The Bijou’s “smooth progressive brakes” were praised, testers suggesting they “would appear to have sufficient capacity to cope with Alpine passes.” They were found to be sensitive to water ingress, however, “producing roughness and much reduced braking power until they had dried out.” Heavy pedal pressure was also noted.
The Bijou’s boot belied its name, being “of very useful size and when the rear seat squab is folded a platform length of 56in. is provided.” Testers also highlighted the car’s horn, noting “a weak, undignified note”.
In summation, the magazine’s test team considered the Bijou to be “a very practical car, easy to maintain and cheap to run. It provides relaxed motoring in outstanding comfort”, offering “an altogether different, leisurely style of motoring which some find very appealing.”
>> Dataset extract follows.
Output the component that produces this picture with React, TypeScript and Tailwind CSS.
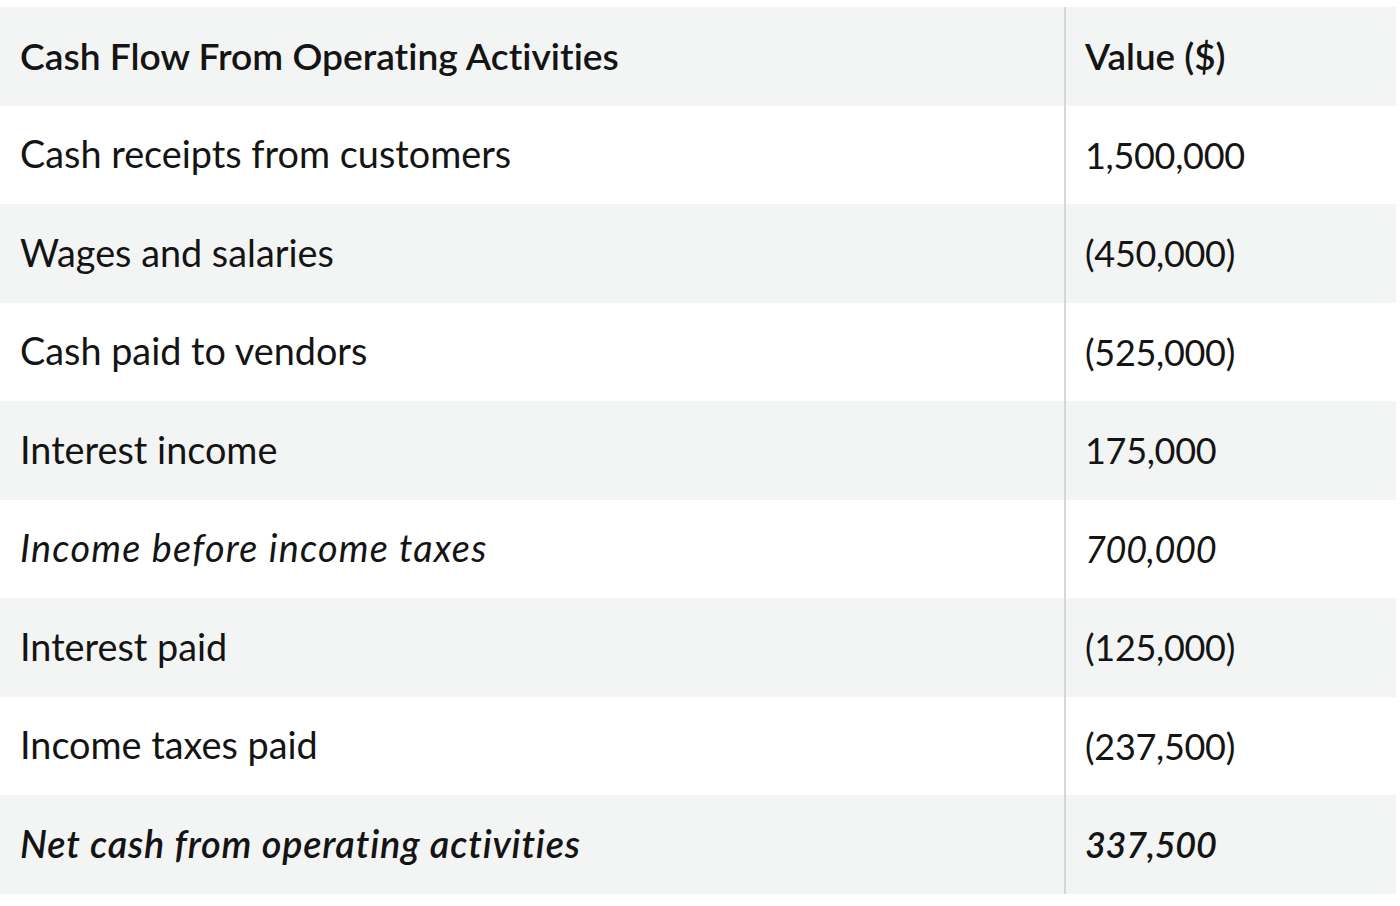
import React from "react";

type Row = { label: string; value: string; kind?: "italic" | "bolditalic" };

const rows: Row[] = [
  { label: "Cash receipts from customers", value: "1,500,000" },
  { label: "Wages and salaries", value: "(450,000)" },
  { label: "Cash paid to vendors", value: "(525,000)" },
  { label: "Interest income", value: "175,000" },
  { label: "Income before income taxes", value: "700,000", kind: "italic" },
  { label: "Interest paid", value: "(125,000)" },
  { label: "Income taxes paid", value: "(237,500)" },
  { label: "Net cash from operating activities", value: "337,500", kind: "bolditalic" },
];

export default function App() {
  return (
    <div
      className="w-[1400px] h-[906px] bg-white pt-[7px] text-[#141414] [font-variant-ligatures:none]"
      style={{ fontFamily: "Lato, 'Noto Sans', sans-serif" }}
    >
      <table className="w-[1396px] border-collapse">
        <thead>
          <tr className="h-[98.5px] bg-[#f3f5f4]">
            <th className="w-[1065px] pl-[20px] text-left align-middle text-[37.2px] font-semibold">Cash Flow From Operating Activities</th>
            <th className="border-l-2 border-[#d6d8d7] pl-[19px] text-left align-middle text-[36.8px] font-semibold">Value ($)</th>
          </tr>
        </thead>
        <tbody>
          {rows.map((r, i) => {
            const labelCls =
              r.kind === "italic"
                ? "italic font-normal tracking-[1.25px]"
                : r.kind === "bolditalic"
                ? "italic font-semibold tracking-[0.82px]"
                : "font-normal";
            const valueCls =
              r.kind === "italic" ? "italic font-normal" : r.kind === "bolditalic" ? "italic font-semibold" : "font-normal";
            return (
              <tr key={i} className={`h-[98.5px] ${i % 2 === 1 ? "bg-[#f3f5f4]" : "bg-white"}`}>
                <td className={`pl-[20px] align-middle text-[37.8px] ${labelCls}`}>{r.label}</td>
                <td className={`border-l-2 border-[#d6d8d7] pl-[19px] align-middle text-[36px] tracking-[-0.3px] ${valueCls}`}>{r.value}</td>
              </tr>
            );
          })}
        </tbody>
      </table>
    </div>
  );
}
Despite having capacity to produce the car at the rate of 1,000 a week, sales fell alarmingly short of expectations; the public baulking at the high price, poor performance and reading between the lines here, patchy build quality. Even without these demerits, the fibreglass bodied Bijou would have proven a tough sell, but with production totals in the region of just over 200 cars when the axe fell in 1964, Citroën UK’s attempt to entice the British motorist with a less uncompromising offering proved an abject failure.
The irony is that the little Bijou could, with a more powerful engine and a slightly larger body, have offered a plausible template for a baby DS, one which might have proven a less challenging visual assault than Quai de Javel’s contemporary Ami 6.
The eternal 2CV outlived and outpointed many in-house rivals over its lifespan, but the Bijou was the first, and in terms of production and significance, possibly the least of its conquests. Demonstrating once again perhaps, that less truly is more.